Via Engadget, today’s Steve Jobs Show reveals some new thinner, sleeker iMacs.
Also, a .Mac feature called .Mac Web Gallery that marries “.Mac and iPhoto” — iPhoto “08” has some enhancements also. Jobs says, according to Engadget, that “users will get a rich Web 2.0 experience.” (ugh). As I am a long-time .Mac subscriber who has always wondered why. This sounds — conceptually, at least, like an attempt to add Flickr-like features to it. There’s much more mojo to Flickr than mere display of photos, so I’d hesitate to suggest there is the least bit of threat to that service. Even if I use .Mac Photo Gallery, I can’t see it replacing what I do on Flickr.
Later: As it requires an iPhoto ’08 upgrade to use, I’ll be delaying my experimentation. However, the video on Apple.com provides a preview of an impressive way to post and share photos and videos. Doubt they’ll have the ‘community’ aspects of Flickr, but the user interface and animated commands are very iPhone/iPod-like. Like on iTunes album-flipping feature, you can sweep through dozens of photos. Also, you can post to .Mac and then view on an iPhone — a significant feature. For the “first month of iPhone,” “streaming” video via iPhone has been limited to a sub-set of YouTube — and there was no way to upload to YouTube and be guaranteed that your video would show up — unless, say, you threw an iPhone in a blender. This indicates that “streaming” will be coming to the iPhone in a myriad of ways.

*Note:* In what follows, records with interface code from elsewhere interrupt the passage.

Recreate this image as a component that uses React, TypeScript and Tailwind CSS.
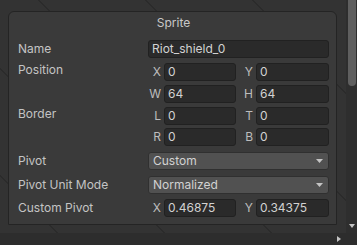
const FONT = { fontFamily: 'Inter, "Noto Sans", sans-serif' }

function Field({ value }: { value: string }) {
  return (
    <div className="h-[18px] bg-[#2a2a2a] border border-[#212121] rounded-[3px] pl-[3px] text-[12px] leading-[16px] text-[#d2d2d2] whitespace-nowrap overflow-hidden">
      {value}
    </div>
  )
}

function Vec({ a, av, b, bv }: { a: string; av: string; b: string; bv: string }) {
  return (
    <div className="grid grid-cols-[16px_72px_20px_73px] h-[18px] items-center">
      <span className="text-right pr-[3px] text-[12px] text-[#bdbdbd]">{a}</span>
      <Field value={av} />
      <span className="text-right pr-[3px] text-[12px] text-[#bdbdbd]">{b}</span>
      <Field value={bv} />
    </div>
  )
}

function Dropdown({ value }: { value: string }) {
  return (
    <div className="h-[18px] bg-[#515151] border border-[#303030] rounded-[3px] pl-[4px] pr-[5px] flex items-center justify-between text-[12px] text-[#d2d2d2]">
      <span className="leading-[16px]">{value}</span>
      <svg width="7" height="4" viewBox="0 0 7 4">
        <path d="M0 0h7L3.5 4z" fill="#c4c4c4" />
      </svg>
    </div>
  )
}

function Row({
  label,
  className = '',
  up = false,
  children,
}: {
  label: string
  className?: string
  up?: boolean
  children: React.ReactNode
}) {
  return (
    <div className={`flex ${className}`}>
      <div
        className={`w-[130px] h-[18px] flex items-center text-[12px] text-[#c4c4c4] whitespace-nowrap ${
          up ? '-mt-[2px]' : ''
        }`}
      >
        {label}
      </div>
      <div className="w-[181px] flex flex-col">{children}</div>
    </div>
  )
}

export default function App() {
  return (
    <div className="w-[357px] h-[245px] flex flex-col bg-[#333333] overflow-hidden" style={FONT}>
      <div className="flex-1 flex min-h-0">
        {/* Inspector area */}
        <div className="flex-1 pl-[8px] pt-[11px] bg-[repeating-linear-gradient(45deg,transparent_0_40px,#2b2b2b_40px_41.2px,transparent_41.2px_75.66px)]">
          <div className="w-[329px] h-[214px] bg-[#3a3a3a] border border-[#242424] rounded-t-[6px] pl-[9px] pr-[7px] flex flex-col">
            <div className="h-[21px] flex items-center justify-center text-[12px] text-[#c8c8c8]">Sprite</div>

            <Row label="Name" className="mt-[7px]">
              <Field value="Riot_shield_0" />
            </Row>

            <Row label="Position" className="mt-[5px]" up>
              <Vec a="X" av="0" b="Y" bv="0" />
              <div className="mt-[4px]">
                <Vec a="W" av="64" b="H" bv="64" />
              </div>
            </Row>

            <Row label="Border" className="mt-[4px]" up>
              <Vec a="L" av="0" b="T" bv="0" />
              <div className="mt-[3px]">
                <Vec a="R" av="0" b="B" bv="0" />
              </div>
            </Row>

            <Row label="Pivot" className="mt-[6px]">
              <Dropdown value="Custom" />
            </Row>

            <Row label="Pivot Unit Mode" className="mt-[6px]">
              <Dropdown value="Normalized" />
            </Row>

            <Row label="Custom Pivot" className="mt-[5px]">
              <Vec a="X" av="0.46875" b="Y" bv="0.34375" />
            </Row>
          </div>
        </div>

        {/* Vertical scrollbar */}
        <div className="w-[11px] bg-[#2e2e2e] flex flex-col">
          <div className="ml-[2px] w-[8px] h-[86px] bg-[#5f5f5f] rounded-b-[4px]" />
          <div className="mt-auto mb-[5px] flex justify-center">
            <svg width="6" height="4" viewBox="0 0 6 4">
              <path d="M0 0h6L3 4z" fill="#c4c4c4" />
            </svg>
          </div>
        </div>
      </div>

      {/* Horizontal scrollbar */}
      <div className="h-[12px] bg-[#2d2d2d] flex items-center justify-end pr-[16px]">
        <svg width="4" height="6" viewBox="0 0 4 6">
          <path d="M0 0v6l4-3z" fill="#c4c4c4" />
        </svg>
      </div>
    </div>
  )
}
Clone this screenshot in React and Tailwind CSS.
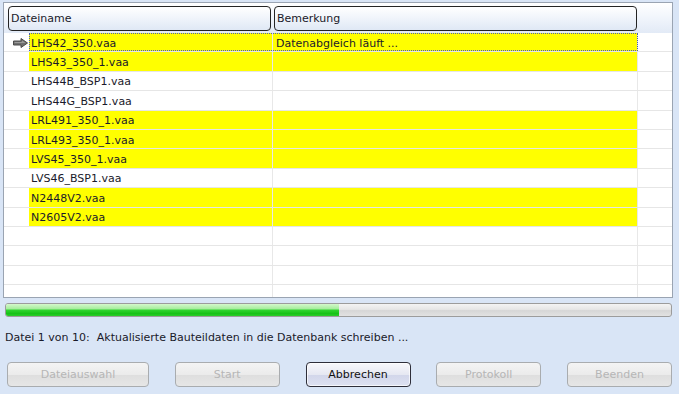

Later II: I was just thinking back that a base-model Mac in 1984 (my first Mac) cost $2,495 (the equivalent of $5,000 in 2007 dollars*) for a computer with processing speed of 8MHz and 128 K of memory (I bought lots of floppy disks).
The base model of the iMac announced today costs $1,200 and has 2.0 GHz of processing speed and 250 GB of memory (hard disk storage).
More staggering (to me, at least) is the ability to purchase a tricked-out iMac for about $3,500 that has 2.4 GHz of processing speed and 1 TB of memory (storage). In 1984, such a machine would have cost, what, millions? I’m out of my league here, but for any hardware geek out there, how does today’s desktop iMac compare with a “supercomputer” of 1984 — say, a Cray X-MP, in terms of memory/processing?
There are textbooks of economic principles and laws packed into the evolution of the desktop Macintosh as it is one of the few consumer computer hardware product lines that has been in the marketplace for 23 years using the same (Mac) brand. Lots of classroom fodder related to principles related price / performance / demand / scale / efficiency / competition / productivity / innovation.
*In 1984, a Mac retailed for $2,495. According to this ‘cost-of-living’ calculator on the American Institute for Economic Research website, the rate of inflation reflected int he US. Bureau of Labor Statistics Consumer Price Index estimates that $2,495 in 1984 is equivalent to $4,939.57 today.